TASK:
Select every line holding the word "this" and copy it.

PROVIDED RECORDS:

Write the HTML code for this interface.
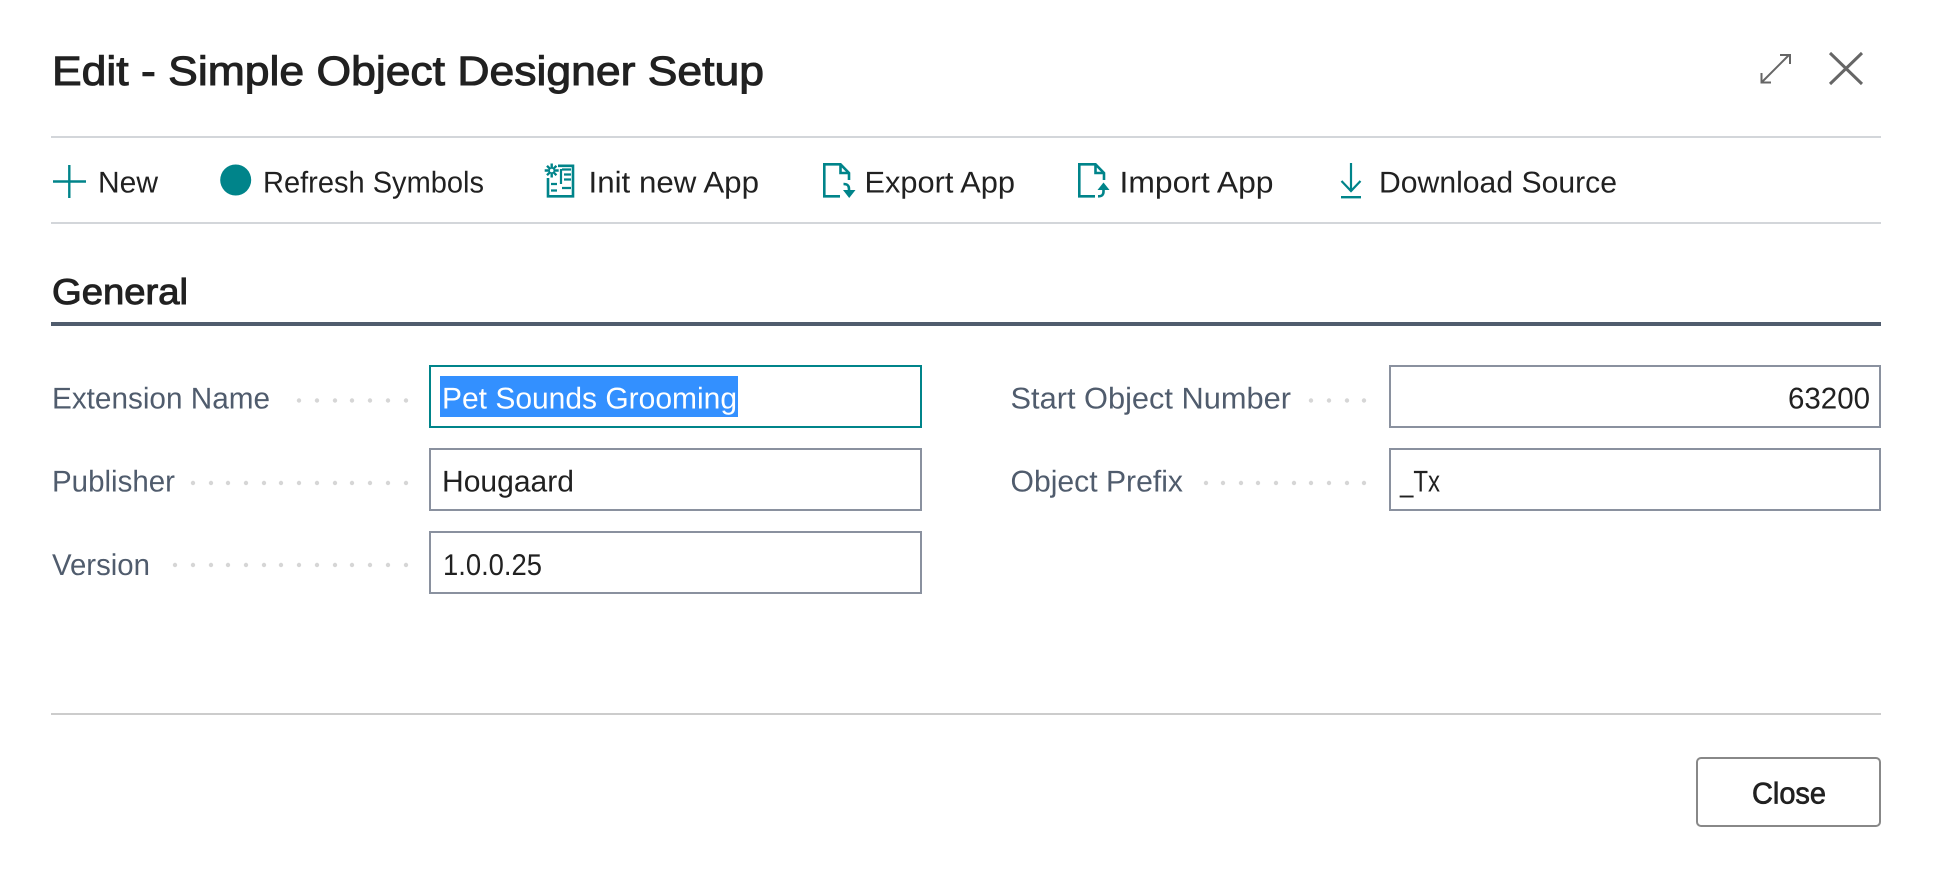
--
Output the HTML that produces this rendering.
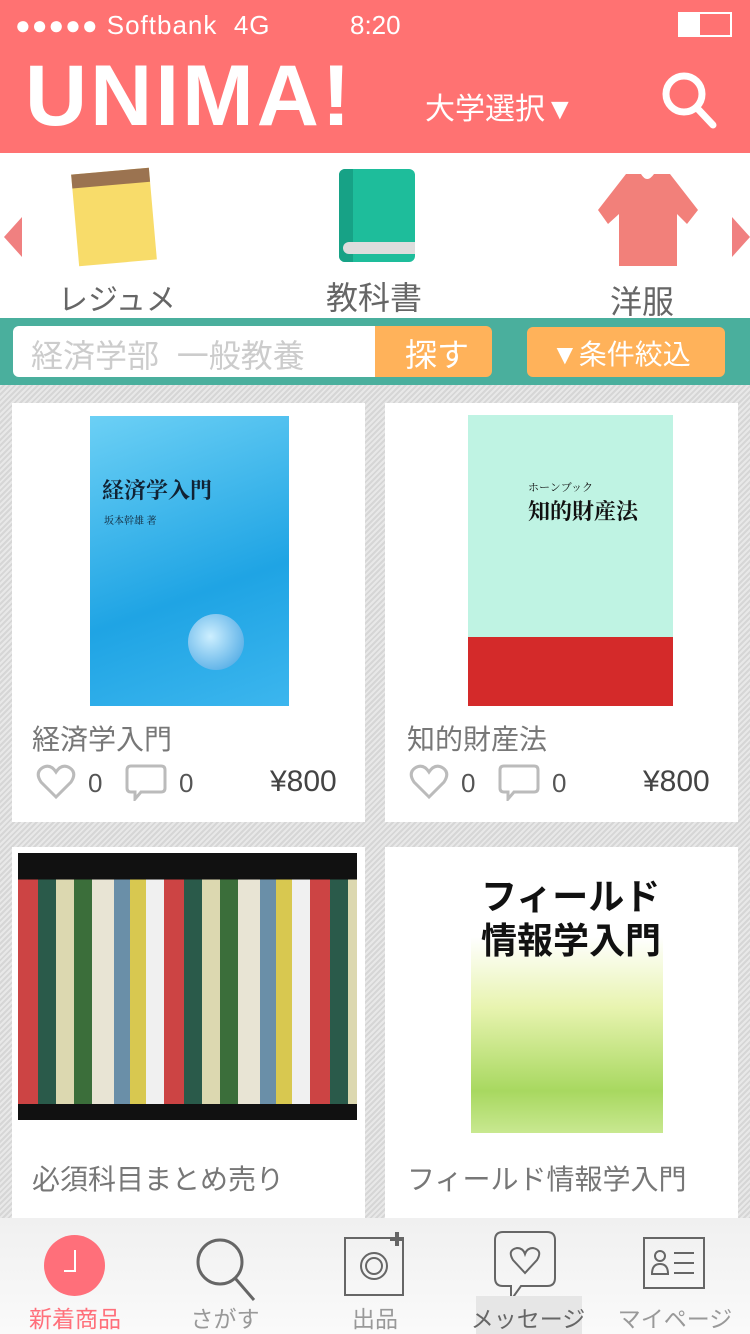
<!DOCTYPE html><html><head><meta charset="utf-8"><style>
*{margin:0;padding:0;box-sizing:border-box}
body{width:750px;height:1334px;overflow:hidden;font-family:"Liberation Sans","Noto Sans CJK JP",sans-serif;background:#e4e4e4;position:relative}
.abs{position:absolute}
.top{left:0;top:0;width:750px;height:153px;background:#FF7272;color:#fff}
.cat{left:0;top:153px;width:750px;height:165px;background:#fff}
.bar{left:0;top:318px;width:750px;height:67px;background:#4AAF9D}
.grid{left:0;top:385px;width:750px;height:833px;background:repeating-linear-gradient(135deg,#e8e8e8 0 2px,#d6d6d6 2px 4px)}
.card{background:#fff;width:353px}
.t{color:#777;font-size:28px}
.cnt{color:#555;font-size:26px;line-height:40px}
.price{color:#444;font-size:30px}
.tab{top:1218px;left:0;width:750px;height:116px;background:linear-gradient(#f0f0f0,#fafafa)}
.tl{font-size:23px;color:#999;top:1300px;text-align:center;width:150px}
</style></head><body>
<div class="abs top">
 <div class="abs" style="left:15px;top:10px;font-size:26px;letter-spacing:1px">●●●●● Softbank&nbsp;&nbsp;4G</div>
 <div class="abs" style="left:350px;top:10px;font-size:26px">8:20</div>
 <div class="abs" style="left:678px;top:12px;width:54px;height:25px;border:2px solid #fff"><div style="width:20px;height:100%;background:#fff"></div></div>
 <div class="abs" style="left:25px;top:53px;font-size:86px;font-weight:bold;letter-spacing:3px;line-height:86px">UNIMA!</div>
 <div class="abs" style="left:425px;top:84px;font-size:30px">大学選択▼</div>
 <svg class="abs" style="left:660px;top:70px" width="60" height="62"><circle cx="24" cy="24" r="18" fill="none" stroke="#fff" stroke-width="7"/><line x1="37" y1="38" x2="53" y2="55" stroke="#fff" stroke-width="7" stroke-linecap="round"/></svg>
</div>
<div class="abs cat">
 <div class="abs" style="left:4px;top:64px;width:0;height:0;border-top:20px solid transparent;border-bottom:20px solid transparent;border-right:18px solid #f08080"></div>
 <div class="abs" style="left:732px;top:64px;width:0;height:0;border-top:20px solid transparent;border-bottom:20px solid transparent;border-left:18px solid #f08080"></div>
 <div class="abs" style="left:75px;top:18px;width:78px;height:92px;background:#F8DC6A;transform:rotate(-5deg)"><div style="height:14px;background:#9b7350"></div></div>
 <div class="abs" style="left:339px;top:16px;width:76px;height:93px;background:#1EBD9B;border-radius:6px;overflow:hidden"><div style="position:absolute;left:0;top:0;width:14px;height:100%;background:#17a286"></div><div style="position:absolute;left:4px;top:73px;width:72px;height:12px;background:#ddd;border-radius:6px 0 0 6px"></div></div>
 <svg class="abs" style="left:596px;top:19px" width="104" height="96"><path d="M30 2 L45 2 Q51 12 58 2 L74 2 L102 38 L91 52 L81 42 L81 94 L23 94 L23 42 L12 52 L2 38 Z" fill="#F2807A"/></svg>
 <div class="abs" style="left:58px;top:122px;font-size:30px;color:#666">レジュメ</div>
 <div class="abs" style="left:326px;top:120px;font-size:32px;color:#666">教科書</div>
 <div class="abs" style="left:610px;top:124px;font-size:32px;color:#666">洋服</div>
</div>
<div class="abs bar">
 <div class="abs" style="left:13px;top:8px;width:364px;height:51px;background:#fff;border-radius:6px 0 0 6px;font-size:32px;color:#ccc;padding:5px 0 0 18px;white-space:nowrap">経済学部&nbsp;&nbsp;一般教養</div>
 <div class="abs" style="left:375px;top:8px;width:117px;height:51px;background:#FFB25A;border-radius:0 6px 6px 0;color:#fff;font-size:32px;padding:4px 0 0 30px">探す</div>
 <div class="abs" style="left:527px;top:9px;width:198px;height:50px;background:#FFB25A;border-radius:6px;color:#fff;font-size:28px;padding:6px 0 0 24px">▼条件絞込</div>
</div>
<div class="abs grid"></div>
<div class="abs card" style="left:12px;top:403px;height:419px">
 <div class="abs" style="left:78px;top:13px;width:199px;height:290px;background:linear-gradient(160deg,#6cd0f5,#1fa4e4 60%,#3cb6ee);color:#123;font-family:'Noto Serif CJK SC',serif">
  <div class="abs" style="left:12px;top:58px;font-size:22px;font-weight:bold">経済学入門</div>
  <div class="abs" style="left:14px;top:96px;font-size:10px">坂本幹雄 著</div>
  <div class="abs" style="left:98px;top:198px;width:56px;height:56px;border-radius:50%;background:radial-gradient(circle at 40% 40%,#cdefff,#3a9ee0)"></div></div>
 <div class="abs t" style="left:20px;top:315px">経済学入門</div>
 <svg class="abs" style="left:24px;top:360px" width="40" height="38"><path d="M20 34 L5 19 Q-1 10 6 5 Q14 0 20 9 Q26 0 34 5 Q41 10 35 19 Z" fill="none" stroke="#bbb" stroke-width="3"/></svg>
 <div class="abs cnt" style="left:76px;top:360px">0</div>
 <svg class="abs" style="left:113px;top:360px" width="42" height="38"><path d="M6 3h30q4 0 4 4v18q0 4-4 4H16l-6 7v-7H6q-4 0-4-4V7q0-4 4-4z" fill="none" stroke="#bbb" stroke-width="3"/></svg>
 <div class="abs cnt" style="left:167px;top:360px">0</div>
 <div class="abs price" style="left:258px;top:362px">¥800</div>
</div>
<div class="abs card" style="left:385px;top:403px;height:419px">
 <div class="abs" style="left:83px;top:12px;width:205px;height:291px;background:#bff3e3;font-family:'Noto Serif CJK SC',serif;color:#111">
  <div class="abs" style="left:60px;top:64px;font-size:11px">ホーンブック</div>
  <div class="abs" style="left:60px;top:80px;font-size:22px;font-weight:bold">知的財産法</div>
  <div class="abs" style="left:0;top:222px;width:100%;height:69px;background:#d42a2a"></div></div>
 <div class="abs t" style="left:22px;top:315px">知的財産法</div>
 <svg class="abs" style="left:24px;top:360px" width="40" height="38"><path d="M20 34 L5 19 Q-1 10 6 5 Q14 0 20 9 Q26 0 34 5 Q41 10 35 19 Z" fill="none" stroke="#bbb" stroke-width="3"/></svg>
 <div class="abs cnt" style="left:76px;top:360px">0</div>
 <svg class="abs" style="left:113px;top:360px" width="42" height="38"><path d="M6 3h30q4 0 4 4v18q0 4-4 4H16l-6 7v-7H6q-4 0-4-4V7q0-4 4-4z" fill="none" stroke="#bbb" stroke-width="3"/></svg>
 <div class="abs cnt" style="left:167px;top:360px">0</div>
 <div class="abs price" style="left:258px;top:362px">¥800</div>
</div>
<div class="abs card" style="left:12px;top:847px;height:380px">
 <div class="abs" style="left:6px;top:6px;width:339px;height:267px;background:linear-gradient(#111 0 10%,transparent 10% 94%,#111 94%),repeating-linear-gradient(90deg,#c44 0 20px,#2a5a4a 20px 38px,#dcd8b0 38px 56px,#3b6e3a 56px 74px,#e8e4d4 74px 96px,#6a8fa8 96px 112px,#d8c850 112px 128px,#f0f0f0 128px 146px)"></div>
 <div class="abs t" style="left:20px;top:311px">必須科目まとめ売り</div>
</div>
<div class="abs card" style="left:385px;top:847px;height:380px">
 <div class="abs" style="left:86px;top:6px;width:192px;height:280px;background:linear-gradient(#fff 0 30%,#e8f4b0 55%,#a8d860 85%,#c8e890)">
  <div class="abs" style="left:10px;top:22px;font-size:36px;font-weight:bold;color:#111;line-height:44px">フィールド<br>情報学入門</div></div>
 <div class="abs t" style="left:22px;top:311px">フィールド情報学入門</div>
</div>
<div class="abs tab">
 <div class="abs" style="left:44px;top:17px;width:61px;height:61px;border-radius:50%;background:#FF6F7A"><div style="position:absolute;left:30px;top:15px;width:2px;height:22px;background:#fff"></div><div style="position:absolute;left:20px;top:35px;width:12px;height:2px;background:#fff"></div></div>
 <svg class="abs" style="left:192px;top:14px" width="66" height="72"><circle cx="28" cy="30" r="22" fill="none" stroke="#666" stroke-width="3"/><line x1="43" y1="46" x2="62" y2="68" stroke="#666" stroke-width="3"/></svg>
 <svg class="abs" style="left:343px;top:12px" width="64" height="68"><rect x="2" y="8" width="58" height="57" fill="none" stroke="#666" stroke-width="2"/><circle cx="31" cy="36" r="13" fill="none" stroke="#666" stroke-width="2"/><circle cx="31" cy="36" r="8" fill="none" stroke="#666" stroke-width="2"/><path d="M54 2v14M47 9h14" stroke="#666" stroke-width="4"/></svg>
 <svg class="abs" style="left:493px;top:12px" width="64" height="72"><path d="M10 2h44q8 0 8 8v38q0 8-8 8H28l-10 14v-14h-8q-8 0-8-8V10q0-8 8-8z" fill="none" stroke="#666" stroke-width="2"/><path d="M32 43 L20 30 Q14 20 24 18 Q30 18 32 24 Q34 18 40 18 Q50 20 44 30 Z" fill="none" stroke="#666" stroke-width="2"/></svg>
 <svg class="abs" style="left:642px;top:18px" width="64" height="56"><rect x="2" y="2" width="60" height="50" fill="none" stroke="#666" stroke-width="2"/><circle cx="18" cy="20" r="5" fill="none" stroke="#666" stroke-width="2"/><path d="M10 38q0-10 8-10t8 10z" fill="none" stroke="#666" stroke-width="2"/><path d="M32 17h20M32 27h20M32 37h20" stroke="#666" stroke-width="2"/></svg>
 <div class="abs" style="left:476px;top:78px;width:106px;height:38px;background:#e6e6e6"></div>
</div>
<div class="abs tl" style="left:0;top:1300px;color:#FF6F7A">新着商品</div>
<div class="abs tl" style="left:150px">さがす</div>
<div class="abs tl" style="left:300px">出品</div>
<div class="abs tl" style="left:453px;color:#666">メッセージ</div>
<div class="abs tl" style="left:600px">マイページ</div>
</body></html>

RESPONSE:
Write the HTML code for this interface.
Output the HTML that produces this rendering.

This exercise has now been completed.